• _Your objective_
Output the data word for word, dropping every image.

• _Provided material_
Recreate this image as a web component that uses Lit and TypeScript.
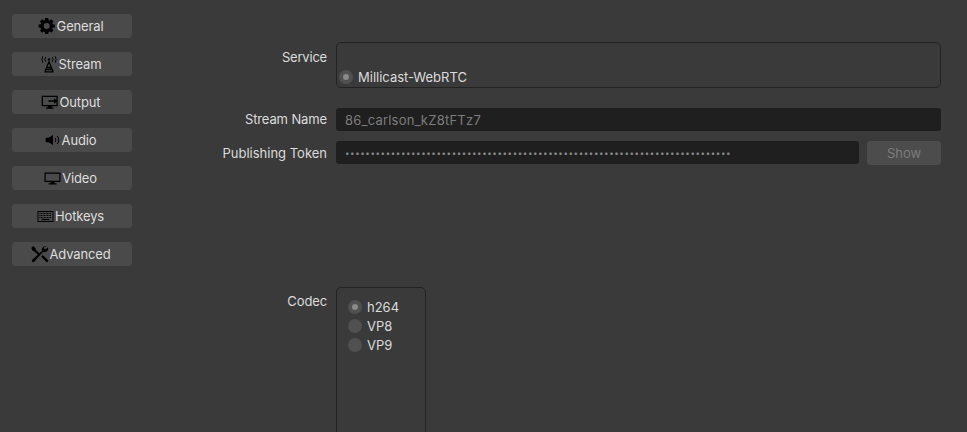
import { LitElement, html, css, svg } from "lit";
import { customElement } from "lit/decorators.js";

function gearPath(): string {
  const cx = 8.7, cy = 9, pts: string[] = [];
  const n = 8;
  for (let i = 0; i < n; i++) {
    const a = (i / n) * Math.PI * 2 - Math.PI / 2;
    const w = 0.24, r1 = 8.2, r0 = 6.3;
    const p = (r: number, t: number) =>
      `${(cx + r * Math.cos(t)).toFixed(2)} ${(cy + r * Math.sin(t)).toFixed(2)}`;
    pts.push(p(r0, a - w - 0.06), p(r1, a - w + 0.05), p(r1, a + w - 0.05), p(r0, a + w + 0.06));
  }
  return `M${pts.join("L")}Z M${cx - 3} ${cy}a3 3 0 1 0 6 0a3 3 0 1 0-6 0Z`;
}

const icons: Record<string, any> = {
  gear: svg`<svg class="ic" width="18" height="18" viewBox="0 0 18 18"><path fill="#000" fill-rule="evenodd" d="${gearPath()}"/></svg>`,
  antenna: svg`<svg class="ic" width="18" height="18" viewBox="0 0 18 18" fill="none" stroke="#000"><circle cx="9" cy="4.500" r="1.200" fill="#000" stroke="none"/><path stroke-width="1" d="M5.700 2.200a4 4 0 0 0 0 4.600M12.300 2.200a4 4 0 0 1 0 4.600M2.800 1.300a6.500 6.500 0 0 0 0 6.400M15.200 1.300a6.500 6.500 0 0 1 0 6.400"/><path stroke-width="1.300" d="M9 6.500 5 16.600M9 6.500l4 10.100M6.800 12.500h4.400M6 14.500h6M4.400 16.800h9.200"/></svg>`,
  output: svg`<svg class="ic" width="18" height="18" viewBox="0 0 18 18"><path fill="#000" fill-rule="evenodd" d="M.7 2.800h16v10.500H10.700v1.200h1.800v1.200H5v-1.200h1.800v-1.200H.7zM2 4.100v8h13.400v-8z"/><path fill="#000" d="M7.500 7.300h5.500V5.200l3.700 2.800-3.700 2.800V8.700H7.500z"/></svg>`,
  audio: svg`<svg class="ic" width="16" height="16" viewBox="0 0 16 16"><path fill="#000" d="M.7 5.800h2.800L8 3v10L3.500 10.200H.7z"/><path fill="none" stroke="#000" stroke-width="1" d="M10 5.800a3.400 3.400 0 0 1 0 4.400M12.200 4a6 6 0 0 1 0 8"/></svg>`,
  video: svg`<svg class="ic" width="17" height="17" viewBox="0 0 17 17"><path fill="#000" fill-rule="evenodd" d="M.5 2.500h16v9.500H10.500v1.300h2v1.200h-8v-1.200h2V12H.5zm1.200 1.200v7.100h13.600V3.700z"/></svg>`,
  keys: svg`<svg class="ic" width="17" height="17" viewBox="0 0 17 17"><path fill="#000" fill-rule="evenodd" d="M.5 3h16v11H.5zm1 1v9h14V4z"/><path stroke="#000" stroke-width="1.100" stroke-dasharray="1 .5" fill="none" d="M2.500 5.500h12M2.500 7.500h12M2.500 9.500h12"/><path stroke="#000" stroke-width="1.200" d="M4.500 11.500h8"/></svg>`,
  tools: svg`<svg class="ic" width="18" height="18" viewBox="0 0 18 18"><path fill="#000" d="M2.300 1 4.500 3.200 5 5 8.300 8.300 6.800 9.800 3.500 6.500 1.800 6 0.300 3zM15.800 1.200a3.800 3.800 0 0 0-4.800 4.900L1.200 14.700a1.500 1.500 0 0 0 2.100 2.100L11.900 7a3.800 3.800 0 0 0 5-4.800L14.900 4.200l-1.700-.4-.4-1.700z"/><path fill="#000" d="M10.200 11.700l1.700-1.700 5 5a1.200 1.200 0 0 1-1.700 1.700z"/></svg>`,
};

const NAV = [
  ["gear", "General"],
  ["antenna", "Stream"],
  ["output", "Output"],
  ["audio", "Audio"],
  ["video", "Video"],
  ["keys", "Hotkeys"],
  ["tools", "Advanced"],
];

@customElement("app-root")
export class AppRoot extends LitElement {
  static styles = css`
    :host {
      display: flex;
      height: 432px;
      overflow: hidden;
      background: #3a3a3a;
      color: #dcdcdc;
      font-family: Inter, "Liberation Sans", sans-serif;
      font-size: 13px;
    }
    .side {
      width: 120px;
      padding: 14px 0 0 12px;
      display: flex;
      flex-direction: column;
      gap: 14px;
      flex: none;
    }
    .nav {
      height: 24px;
      border-radius: 3px;
      background: #4a4a4a;
      display: flex;
      align-items: center;
      justify-content: center;
      gap: 1px;
      padding-right: 3px;
      box-sizing: border-box;
      color: #dedede;
      letter-spacing: -0.15px;
    }
    .ic { flex: none; }
    .main {
      flex: none;
      width: 809px;
      padding-top: 42px;
      display: grid;
      grid-template-columns: 195px 1fr;
      column-gap: 9px;
      align-content: start;
    }
    .lab {
      text-align: right;
      line-height: 15px;
      padding-top: 4px;
      color: #dcdcdc;
      letter-spacing: -0.12px;
    }
    .lab.l-service { padding-top: 8px; letter-spacing: -0.2px; }
    .lab.l-token { padding-top: 5px; letter-spacing: 0; }
    .lab.l-codec { padding-top: 7px; }
    .box {
      border: 1px solid #232323;
      border-radius: 5px;
      box-sizing: border-box;
    }
    .service {
      height: 46px;
      display: flex;
      align-items: flex-end;
      padding: 0 0 1px 2px;
      margin-bottom: 20px;
    }
    .radio {
      display: flex;
      align-items: center;
      gap: 5px;
      height: 19px;
    }
    .dot {
      width: 14px;
      height: 14px;
      border-radius: 50%;
      background: #505050;
      display: flex;
      align-items: center;
      justify-content: center;
    }
    .dot.on::after {
      content: "";
      width: 6px;
      height: 6px;
      border-radius: 50%;
      background: #8a8a8a;
    }
    .input {
      height: 23px;
      background: #1f1f1f;
      border-radius: 3px;
      display: flex;
      align-items: center;
      padding-left: 9px;
      box-sizing: border-box;
      color: #7d7d7d;
      flex: 1;
    }
    .name {
      margin-bottom: 10px;
      letter-spacing: 0.25px;
      font-kerning: none;
    }
    .tokrow {
      display: flex;
      gap: 8px;
      margin-bottom: 122px;
    }
    .dots {
      font-size: 8px;
      letter-spacing: 0.58px;
      color: #8a8a8a;
    }
    .show {
      width: 74px;
      height: 24px;
      border-radius: 3px;
      background: #4c4c4c;
      color: #7c7c7c;
      display: flex;
      align-items: center;
      justify-content: center;
    }
    .codec {
      width: 90px;
      height: 200px;
      padding: 9px 0 0 11px;
      display: flex;
      flex-direction: column;
    }
  `;

  render() {
    return html`
      <div class="side">
        ${NAV.map(([i, t]) => html`<div class="nav">${icons[i]}<span>${t}</span></div>`)}
      </div>
      <div class="main">
        <div class="lab l-service">Service</div>
        <div class="box service">
          <div class="radio"><span class="dot on"></span><span>Millicast-WebRTC</span></div>
        </div>
        <div class="lab">Stream Name</div>
        <div class="input name">86_carlson_kZ8tFTz7</div>
        <div class="lab l-token">Publishing Token</div>
        <div class="tokrow">
          <div class="input dots">${"•".repeat(76)}</div>
          <div class="show">Show</div>
        </div>
        <div class="lab l-codec">Codec</div>
        <div class="box codec">
          ${["h264", "VP8", "VP9"].map(
            (c, i) => html`<div class="radio"><span class="dot ${i === 0 ? "on" : ""}"></span><span>${c}</span></div>`
          )}
        </div>
      </div>
    `;
  }
}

• _Exercise result_
Recreate this image as a web component that uses Lit and TypeScript.
import { LitElement, html, css, svg } from "lit";
import { customElement } from "lit/decorators.js";

function gearPath(): string {
  const cx = 8.7, cy = 9, pts: string[] = [];
  const n = 8;
  for (let i = 0; i < n; i++) {
    const a = (i / n) * Math.PI * 2 - Math.PI / 2;
    const w = 0.24, r1 = 8.2, r0 = 6.3;
    const p = (r: number, t: number) =>
      `${(cx + r * Math.cos(t)).toFixed(2)} ${(cy + r * Math.sin(t)).toFixed(2)}`;
    pts.push(p(r0, a - w - 0.06), p(r1, a - w + 0.05), p(r1, a + w - 0.05), p(r0, a + w + 0.06));
  }
  return `M${pts.join("L")}Z M${cx - 3} ${cy}a3 3 0 1 0 6 0a3 3 0 1 0-6 0Z`;
}

const icons: Record<string, any> = {
  gear: svg`<svg class="ic" width="18" height="18" viewBox="0 0 18 18"><path fill="#000" fill-rule="evenodd" d="${gearPath()}"/></svg>`,
  antenna: svg`<svg class="ic" width="18" height="18" viewBox="0 0 18 18" fill="none" stroke="#000"><circle cx="9" cy="4.500" r="1.200" fill="#000" stroke="none"/><path stroke-width="1" d="M5.700 2.200a4 4 0 0 0 0 4.600M12.300 2.200a4 4 0 0 1 0 4.600M2.800 1.300a6.500 6.500 0 0 0 0 6.400M15.200 1.300a6.500 6.500 0 0 1 0 6.400"/><path stroke-width="1.300" d="M9 6.500 5 16.600M9 6.500l4 10.100M6.800 12.500h4.400M6 14.500h6M4.400 16.800h9.200"/></svg>`,
  output: svg`<svg class="ic" width="18" height="18" viewBox="0 0 18 18"><path fill="#000" fill-rule="evenodd" d="M.7 2.800h16v10.500H10.700v1.200h1.800v1.200H5v-1.200h1.800v-1.200H.7zM2 4.100v8h13.400v-8z"/><path fill="#000" d="M7.500 7.300h5.500V5.200l3.700 2.800-3.700 2.800V8.700H7.500z"/></svg>`,
  audio: svg`<svg class="ic" width="16" height="16" viewBox="0 0 16 16"><path fill="#000" d="M.7 5.800h2.800L8 3v10L3.500 10.200H.7z"/><path fill="none" stroke="#000" stroke-width="1" d="M10 5.800a3.400 3.400 0 0 1 0 4.400M12.200 4a6 6 0 0 1 0 8"/></svg>`,
  video: svg`<svg class="ic" width="17" height="17" viewBox="0 0 17 17"><path fill="#000" fill-rule="evenodd" d="M.5 2.500h16v9.500H10.500v1.300h2v1.200h-8v-1.200h2V12H.5zm1.200 1.200v7.100h13.600V3.700z"/></svg>`,
  keys: svg`<svg class="ic" width="17" height="17" viewBox="0 0 17 17"><path fill="#000" fill-rule="evenodd" d="M.5 3h16v11H.5zm1 1v9h14V4z"/><path stroke="#000" stroke-width="1.100" stroke-dasharray="1 .5" fill="none" d="M2.500 5.500h12M2.500 7.500h12M2.500 9.500h12"/><path stroke="#000" stroke-width="1.200" d="M4.500 11.500h8"/></svg>`,
  tools: svg`<svg class="ic" width="18" height="18" viewBox="0 0 18 18"><path fill="#000" d="M2.300 1 4.500 3.200 5 5 8.300 8.300 6.800 9.800 3.500 6.500 1.800 6 0.300 3zM15.800 1.200a3.800 3.800 0 0 0-4.800 4.900L1.200 14.700a1.500 1.500 0 0 0 2.100 2.100L11.900 7a3.800 3.800 0 0 0 5-4.800L14.900 4.200l-1.700-.4-.4-1.700z"/><path fill="#000" d="M10.200 11.700l1.700-1.700 5 5a1.200 1.200 0 0 1-1.700 1.700z"/></svg>`,
};

const NAV = [
  ["gear", "General"],
  ["antenna", "Stream"],
  ["output", "Output"],
  ["audio", "Audio"],
  ["video", "Video"],
  ["keys", "Hotkeys"],
  ["tools", "Advanced"],
];

@customElement("app-root")
export class AppRoot extends LitElement {
  static styles = css`
    :host {
      display: flex;
      height: 432px;
      overflow: hidden;
      background: #3a3a3a;
      color: #dcdcdc;
      font-family: Inter, "Liberation Sans", sans-serif;
      font-size: 13px;
    }
    .side {
      width: 120px;
      padding: 14px 0 0 12px;
      display: flex;
      flex-direction: column;
      gap: 14px;
      flex: none;
    }
    .nav {
      height: 24px;
      border-radius: 3px;
      background: #4a4a4a;
      display: flex;
      align-items: center;
      justify-content: center;
      gap: 1px;
      padding-right: 3px;
      box-sizing: border-box;
      color: #dedede;
      letter-spacing: -0.15px;
    }
    .ic { flex: none; }
    .main {
      flex: none;
      width: 809px;
      padding-top: 42px;
      display: grid;
      grid-template-columns: 195px 1fr;
      column-gap: 9px;
      align-content: start;
    }
    .lab {
      text-align: right;
      line-height: 15px;
      padding-top: 4px;
      color: #dcdcdc;
      letter-spacing: -0.12px;
    }
    .lab.l-service { padding-top: 8px; letter-spacing: -0.2px; }
    .lab.l-token { padding-top: 5px; letter-spacing: 0; }
    .lab.l-codec { padding-top: 7px; }
    .box {
      border: 1px solid #232323;
      border-radius: 5px;
      box-sizing: border-box;
    }
    .service {
      height: 46px;
      display: flex;
      align-items: flex-end;
      padding: 0 0 1px 2px;
      margin-bottom: 20px;
    }
    .radio {
      display: flex;
      align-items: center;
      gap: 5px;
      height: 19px;
    }
    .dot {
      width: 14px;
      height: 14px;
      border-radius: 50%;
      background: #505050;
      display: flex;
      align-items: center;
      justify-content: center;
    }
    .dot.on::after {
      content: "";
      width: 6px;
      height: 6px;
      border-radius: 50%;
      background: #8a8a8a;
    }
    .input {
      height: 23px;
      background: #1f1f1f;
      border-radius: 3px;
      display: flex;
      align-items: center;
      padding-left: 9px;
      box-sizing: border-box;
      color: #7d7d7d;
      flex: 1;
    }
    .name {
      margin-bottom: 10px;
      letter-spacing: 0.25px;
      font-kerning: none;
    }
    .tokrow {
      display: flex;
      gap: 8px;
      margin-bottom: 122px;
    }
    .dots {
      font-size: 8px;
      letter-spacing: 0.58px;
      color: #8a8a8a;
    }
    .show {
      width: 74px;
      height: 24px;
      border-radius: 3px;
      background: #4c4c4c;
      color: #7c7c7c;
      display: flex;
      align-items: center;
      justify-content: center;
    }
    .codec {
      width: 90px;
      height: 200px;
      padding: 9px 0 0 11px;
      display: flex;
      flex-direction: column;
    }
  `;

  render() {
    return html`
      <div class="side">
        ${NAV.map(([i, t]) => html`<div class="nav">${icons[i]}<span>${t}</span></div>`)}
      </div>
      <div class="main">
        <div class="lab l-service">Service</div>
        <div class="box service">
          <div class="radio"><span class="dot on"></span><span>Millicast-WebRTC</span></div>
        </div>
        <div class="lab">Stream Name</div>
        <div class="input name">86_carlson_kZ8tFTz7</div>
        <div class="lab l-token">Publishing Token</div>
        <div class="tokrow">
          <div class="input dots">${"•".repeat(76)}</div>
          <div class="show">Show</div>
        </div>
        <div class="lab l-codec">Codec</div>
        <div class="box codec">
          ${["h264", "VP8", "VP9"].map(
            (c, i) => html`<div class="radio"><span class="dot ${i === 0 ? "on" : ""}"></span><span>${c}</span></div>`
          )}
        </div>
      </div>
    `;
  }
}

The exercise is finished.